• **Request**
Pick every line from the data that holds the word "React".

• **Given records**
※ ※ ※

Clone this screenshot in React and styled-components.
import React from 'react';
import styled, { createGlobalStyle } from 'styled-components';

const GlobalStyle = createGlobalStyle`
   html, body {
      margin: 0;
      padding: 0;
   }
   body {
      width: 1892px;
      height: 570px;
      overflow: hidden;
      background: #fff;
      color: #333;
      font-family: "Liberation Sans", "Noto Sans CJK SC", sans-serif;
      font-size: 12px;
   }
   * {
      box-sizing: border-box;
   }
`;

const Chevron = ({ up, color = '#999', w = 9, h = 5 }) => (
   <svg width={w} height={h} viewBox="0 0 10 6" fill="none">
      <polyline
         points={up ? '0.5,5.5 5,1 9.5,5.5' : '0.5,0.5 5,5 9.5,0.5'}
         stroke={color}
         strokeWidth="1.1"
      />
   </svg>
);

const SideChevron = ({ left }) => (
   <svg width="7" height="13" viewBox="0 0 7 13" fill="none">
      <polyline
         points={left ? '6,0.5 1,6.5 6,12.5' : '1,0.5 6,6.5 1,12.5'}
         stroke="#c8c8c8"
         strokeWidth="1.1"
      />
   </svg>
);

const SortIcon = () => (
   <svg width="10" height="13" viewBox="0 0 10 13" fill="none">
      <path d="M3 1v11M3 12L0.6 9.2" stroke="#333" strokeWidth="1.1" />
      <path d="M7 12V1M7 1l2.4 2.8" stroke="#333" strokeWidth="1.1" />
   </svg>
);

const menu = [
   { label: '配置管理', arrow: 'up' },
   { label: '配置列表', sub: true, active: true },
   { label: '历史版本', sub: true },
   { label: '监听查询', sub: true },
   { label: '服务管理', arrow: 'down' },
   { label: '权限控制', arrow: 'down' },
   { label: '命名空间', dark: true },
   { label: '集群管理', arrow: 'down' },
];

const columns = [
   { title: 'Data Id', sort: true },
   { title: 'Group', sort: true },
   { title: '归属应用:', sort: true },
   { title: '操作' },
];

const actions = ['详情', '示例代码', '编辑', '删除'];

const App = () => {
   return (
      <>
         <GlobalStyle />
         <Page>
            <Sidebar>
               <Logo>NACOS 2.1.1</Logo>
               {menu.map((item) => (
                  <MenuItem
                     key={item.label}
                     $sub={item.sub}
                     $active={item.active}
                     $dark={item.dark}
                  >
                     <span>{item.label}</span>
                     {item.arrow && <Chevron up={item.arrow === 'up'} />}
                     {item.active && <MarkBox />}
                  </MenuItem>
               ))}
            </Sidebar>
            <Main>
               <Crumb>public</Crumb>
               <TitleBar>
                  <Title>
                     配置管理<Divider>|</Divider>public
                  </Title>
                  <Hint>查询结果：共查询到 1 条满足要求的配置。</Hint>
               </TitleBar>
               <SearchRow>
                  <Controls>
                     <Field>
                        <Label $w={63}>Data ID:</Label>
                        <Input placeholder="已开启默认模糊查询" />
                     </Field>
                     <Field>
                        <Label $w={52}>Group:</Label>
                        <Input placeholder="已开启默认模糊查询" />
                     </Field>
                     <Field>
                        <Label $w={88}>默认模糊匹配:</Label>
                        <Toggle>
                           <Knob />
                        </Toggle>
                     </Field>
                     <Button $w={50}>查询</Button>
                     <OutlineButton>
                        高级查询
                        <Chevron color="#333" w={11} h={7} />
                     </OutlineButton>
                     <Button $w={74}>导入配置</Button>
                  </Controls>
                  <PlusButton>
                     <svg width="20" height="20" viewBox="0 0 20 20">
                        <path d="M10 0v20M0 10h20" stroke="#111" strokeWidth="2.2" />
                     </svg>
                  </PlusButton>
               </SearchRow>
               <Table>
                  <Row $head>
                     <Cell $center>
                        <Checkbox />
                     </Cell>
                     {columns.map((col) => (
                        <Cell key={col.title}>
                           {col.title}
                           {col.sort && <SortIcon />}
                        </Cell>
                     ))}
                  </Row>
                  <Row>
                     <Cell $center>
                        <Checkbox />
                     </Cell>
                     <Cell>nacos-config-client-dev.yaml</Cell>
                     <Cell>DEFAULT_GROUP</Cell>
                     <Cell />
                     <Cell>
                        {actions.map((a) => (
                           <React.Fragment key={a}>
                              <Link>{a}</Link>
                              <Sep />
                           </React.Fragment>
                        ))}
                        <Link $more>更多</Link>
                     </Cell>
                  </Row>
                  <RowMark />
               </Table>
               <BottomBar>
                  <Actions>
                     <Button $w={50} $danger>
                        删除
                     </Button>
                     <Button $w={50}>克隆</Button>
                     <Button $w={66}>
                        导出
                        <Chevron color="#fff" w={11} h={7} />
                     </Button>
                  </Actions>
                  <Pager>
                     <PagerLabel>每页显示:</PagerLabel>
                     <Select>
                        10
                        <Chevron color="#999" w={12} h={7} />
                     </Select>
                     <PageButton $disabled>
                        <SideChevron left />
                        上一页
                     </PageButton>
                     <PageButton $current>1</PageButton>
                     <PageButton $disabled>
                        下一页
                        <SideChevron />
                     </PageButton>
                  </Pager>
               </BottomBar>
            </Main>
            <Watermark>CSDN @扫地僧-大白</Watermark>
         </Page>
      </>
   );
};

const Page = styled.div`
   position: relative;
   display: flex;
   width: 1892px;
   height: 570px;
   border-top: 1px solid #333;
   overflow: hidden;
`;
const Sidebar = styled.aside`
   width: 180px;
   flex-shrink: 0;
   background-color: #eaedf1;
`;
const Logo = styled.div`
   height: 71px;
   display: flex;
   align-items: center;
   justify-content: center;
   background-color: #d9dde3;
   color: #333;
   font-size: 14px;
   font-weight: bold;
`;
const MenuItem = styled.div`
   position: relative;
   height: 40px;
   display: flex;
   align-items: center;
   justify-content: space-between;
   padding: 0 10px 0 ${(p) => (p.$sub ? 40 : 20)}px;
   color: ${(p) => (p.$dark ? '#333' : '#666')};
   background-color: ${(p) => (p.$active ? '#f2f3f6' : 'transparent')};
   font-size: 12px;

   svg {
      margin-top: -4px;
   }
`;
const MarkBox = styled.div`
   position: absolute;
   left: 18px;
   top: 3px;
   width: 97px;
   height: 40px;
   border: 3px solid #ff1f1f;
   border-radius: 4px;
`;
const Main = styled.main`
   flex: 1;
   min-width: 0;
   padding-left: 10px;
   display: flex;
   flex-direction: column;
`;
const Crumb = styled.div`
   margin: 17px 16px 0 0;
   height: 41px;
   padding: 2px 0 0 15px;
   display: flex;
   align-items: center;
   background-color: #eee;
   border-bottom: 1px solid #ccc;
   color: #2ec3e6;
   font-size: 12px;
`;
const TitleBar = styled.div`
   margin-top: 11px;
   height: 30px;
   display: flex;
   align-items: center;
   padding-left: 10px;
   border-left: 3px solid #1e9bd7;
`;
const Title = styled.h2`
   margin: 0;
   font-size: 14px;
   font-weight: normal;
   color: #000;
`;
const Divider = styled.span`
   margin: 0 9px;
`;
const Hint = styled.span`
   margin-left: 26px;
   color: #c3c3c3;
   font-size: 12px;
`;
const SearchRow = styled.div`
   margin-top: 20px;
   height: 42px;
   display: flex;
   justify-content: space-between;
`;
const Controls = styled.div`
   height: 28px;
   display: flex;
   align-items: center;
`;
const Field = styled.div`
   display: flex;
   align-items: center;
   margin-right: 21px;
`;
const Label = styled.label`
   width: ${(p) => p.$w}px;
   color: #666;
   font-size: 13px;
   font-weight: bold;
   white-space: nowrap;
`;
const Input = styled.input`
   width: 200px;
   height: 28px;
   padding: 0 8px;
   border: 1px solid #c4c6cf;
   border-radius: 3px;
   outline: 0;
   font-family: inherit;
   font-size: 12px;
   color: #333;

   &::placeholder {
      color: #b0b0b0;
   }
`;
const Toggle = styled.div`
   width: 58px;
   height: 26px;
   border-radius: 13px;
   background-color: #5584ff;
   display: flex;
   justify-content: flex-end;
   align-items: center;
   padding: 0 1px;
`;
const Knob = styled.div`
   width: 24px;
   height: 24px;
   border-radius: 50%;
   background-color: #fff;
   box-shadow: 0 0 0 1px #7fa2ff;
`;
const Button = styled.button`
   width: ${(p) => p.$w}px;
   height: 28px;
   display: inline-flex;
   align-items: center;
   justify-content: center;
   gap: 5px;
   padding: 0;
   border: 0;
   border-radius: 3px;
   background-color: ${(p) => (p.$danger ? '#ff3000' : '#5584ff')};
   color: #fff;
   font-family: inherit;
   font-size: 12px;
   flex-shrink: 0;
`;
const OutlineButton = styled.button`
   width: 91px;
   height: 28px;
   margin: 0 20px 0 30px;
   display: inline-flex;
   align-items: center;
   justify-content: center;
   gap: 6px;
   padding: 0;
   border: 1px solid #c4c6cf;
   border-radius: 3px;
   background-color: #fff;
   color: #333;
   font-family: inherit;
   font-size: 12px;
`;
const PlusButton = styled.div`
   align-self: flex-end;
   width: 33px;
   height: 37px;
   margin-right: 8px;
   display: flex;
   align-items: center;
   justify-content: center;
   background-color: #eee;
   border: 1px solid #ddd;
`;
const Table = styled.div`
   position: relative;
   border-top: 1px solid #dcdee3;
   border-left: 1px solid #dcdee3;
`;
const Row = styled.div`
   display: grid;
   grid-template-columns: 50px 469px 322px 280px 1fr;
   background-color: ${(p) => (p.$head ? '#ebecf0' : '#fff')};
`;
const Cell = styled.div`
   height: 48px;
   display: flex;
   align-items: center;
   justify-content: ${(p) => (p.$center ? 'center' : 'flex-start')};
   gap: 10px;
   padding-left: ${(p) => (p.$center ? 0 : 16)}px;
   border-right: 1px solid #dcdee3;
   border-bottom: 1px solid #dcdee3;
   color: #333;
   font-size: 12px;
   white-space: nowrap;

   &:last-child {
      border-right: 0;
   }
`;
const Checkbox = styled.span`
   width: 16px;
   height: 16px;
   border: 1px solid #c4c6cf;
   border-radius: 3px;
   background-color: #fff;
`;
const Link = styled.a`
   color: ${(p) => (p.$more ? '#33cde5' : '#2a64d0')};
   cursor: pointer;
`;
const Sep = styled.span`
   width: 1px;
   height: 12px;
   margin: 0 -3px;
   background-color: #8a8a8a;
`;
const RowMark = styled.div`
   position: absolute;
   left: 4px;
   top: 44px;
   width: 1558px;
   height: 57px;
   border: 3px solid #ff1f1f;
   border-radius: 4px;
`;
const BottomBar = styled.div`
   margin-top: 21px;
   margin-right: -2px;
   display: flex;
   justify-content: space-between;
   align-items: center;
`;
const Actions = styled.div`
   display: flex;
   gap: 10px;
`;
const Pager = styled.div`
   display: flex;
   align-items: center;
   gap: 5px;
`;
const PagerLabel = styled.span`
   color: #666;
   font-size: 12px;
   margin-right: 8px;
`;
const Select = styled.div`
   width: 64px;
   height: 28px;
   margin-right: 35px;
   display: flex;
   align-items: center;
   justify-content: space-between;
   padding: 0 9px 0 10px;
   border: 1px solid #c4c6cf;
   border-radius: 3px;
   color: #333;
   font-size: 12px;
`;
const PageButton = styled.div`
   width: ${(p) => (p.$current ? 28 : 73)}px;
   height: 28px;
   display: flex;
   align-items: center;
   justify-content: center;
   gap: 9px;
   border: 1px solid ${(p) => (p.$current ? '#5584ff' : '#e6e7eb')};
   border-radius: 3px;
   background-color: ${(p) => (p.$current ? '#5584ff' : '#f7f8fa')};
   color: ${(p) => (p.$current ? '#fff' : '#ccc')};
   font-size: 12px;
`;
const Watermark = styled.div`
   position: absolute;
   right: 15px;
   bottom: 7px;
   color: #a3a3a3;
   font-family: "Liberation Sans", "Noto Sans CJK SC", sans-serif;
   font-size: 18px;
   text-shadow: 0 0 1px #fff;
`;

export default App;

※ ※ ※

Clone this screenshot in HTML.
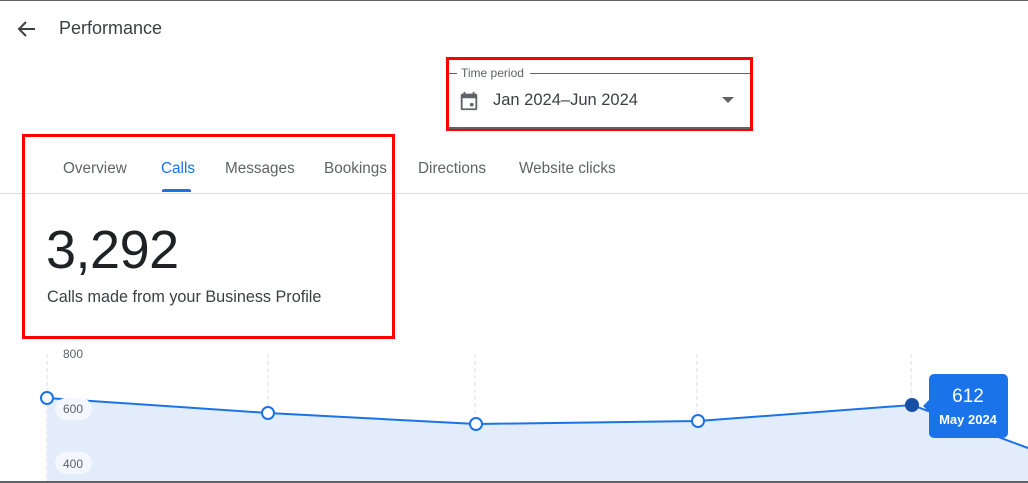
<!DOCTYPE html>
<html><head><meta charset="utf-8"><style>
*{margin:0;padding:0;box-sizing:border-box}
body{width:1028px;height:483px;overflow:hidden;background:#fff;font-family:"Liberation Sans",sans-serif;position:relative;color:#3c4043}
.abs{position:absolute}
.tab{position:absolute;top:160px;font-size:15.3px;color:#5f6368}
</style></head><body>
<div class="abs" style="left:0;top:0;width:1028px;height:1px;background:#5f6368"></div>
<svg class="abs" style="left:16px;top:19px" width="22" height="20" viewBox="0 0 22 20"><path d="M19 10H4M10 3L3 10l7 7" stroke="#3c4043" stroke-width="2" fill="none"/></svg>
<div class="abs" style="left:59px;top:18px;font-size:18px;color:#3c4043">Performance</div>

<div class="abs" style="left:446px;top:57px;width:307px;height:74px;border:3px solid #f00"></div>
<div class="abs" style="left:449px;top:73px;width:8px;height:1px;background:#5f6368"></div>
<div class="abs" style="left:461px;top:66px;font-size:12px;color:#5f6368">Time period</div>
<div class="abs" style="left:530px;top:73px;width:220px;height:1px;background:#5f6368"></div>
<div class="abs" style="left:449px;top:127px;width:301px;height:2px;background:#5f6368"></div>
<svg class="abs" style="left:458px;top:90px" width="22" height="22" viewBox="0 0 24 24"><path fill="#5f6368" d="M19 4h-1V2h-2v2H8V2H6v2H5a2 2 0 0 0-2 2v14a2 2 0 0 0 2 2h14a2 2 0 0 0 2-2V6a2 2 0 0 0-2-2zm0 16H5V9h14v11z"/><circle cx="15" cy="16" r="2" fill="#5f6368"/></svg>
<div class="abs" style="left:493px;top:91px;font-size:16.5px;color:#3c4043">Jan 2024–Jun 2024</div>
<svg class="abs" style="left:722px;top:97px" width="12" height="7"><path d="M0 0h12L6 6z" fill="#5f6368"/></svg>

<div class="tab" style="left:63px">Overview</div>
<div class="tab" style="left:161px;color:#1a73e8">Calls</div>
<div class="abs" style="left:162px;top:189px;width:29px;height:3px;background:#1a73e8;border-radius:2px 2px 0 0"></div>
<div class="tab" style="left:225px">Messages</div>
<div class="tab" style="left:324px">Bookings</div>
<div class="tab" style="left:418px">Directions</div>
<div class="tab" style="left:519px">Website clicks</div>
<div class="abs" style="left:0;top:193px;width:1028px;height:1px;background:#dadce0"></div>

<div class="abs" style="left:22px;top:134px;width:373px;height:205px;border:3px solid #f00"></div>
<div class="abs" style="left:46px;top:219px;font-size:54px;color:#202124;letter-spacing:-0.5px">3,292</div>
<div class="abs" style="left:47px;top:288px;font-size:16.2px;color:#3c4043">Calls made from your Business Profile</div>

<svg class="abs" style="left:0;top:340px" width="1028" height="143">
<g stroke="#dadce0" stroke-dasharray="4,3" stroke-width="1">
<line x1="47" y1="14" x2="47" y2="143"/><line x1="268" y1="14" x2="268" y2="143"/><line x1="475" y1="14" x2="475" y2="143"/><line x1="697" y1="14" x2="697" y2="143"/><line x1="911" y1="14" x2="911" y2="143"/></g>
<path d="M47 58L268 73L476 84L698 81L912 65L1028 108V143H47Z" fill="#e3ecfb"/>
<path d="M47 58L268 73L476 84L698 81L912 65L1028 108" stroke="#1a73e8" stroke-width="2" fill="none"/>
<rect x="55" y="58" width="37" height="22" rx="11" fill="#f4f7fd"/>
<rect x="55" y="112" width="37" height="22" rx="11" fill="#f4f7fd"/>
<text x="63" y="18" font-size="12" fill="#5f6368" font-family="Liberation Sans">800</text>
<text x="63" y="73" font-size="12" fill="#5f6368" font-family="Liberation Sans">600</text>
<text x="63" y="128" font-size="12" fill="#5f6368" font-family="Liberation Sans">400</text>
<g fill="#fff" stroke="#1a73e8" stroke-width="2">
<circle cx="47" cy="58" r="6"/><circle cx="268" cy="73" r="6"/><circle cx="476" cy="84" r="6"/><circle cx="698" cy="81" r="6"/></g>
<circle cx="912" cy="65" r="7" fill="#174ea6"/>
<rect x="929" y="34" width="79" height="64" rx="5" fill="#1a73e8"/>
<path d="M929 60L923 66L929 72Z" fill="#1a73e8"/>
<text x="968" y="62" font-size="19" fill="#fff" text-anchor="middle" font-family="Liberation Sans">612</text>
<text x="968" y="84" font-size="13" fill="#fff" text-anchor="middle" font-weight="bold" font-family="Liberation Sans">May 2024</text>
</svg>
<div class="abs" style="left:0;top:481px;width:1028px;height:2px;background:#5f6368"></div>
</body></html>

※ ※ ※

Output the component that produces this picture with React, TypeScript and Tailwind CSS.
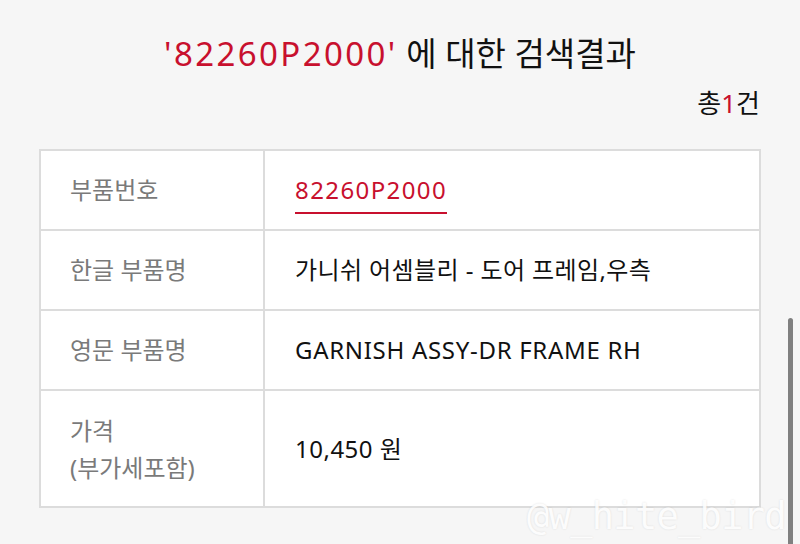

※ ※ ※

• **Exercise solution**
Clone this screenshot in React and styled-components.
import React from 'react';
                           <React.Fragment key={a}>
                           </React.Fragment>
Output the component that produces this picture with React, TypeScript and Tailwind CSS.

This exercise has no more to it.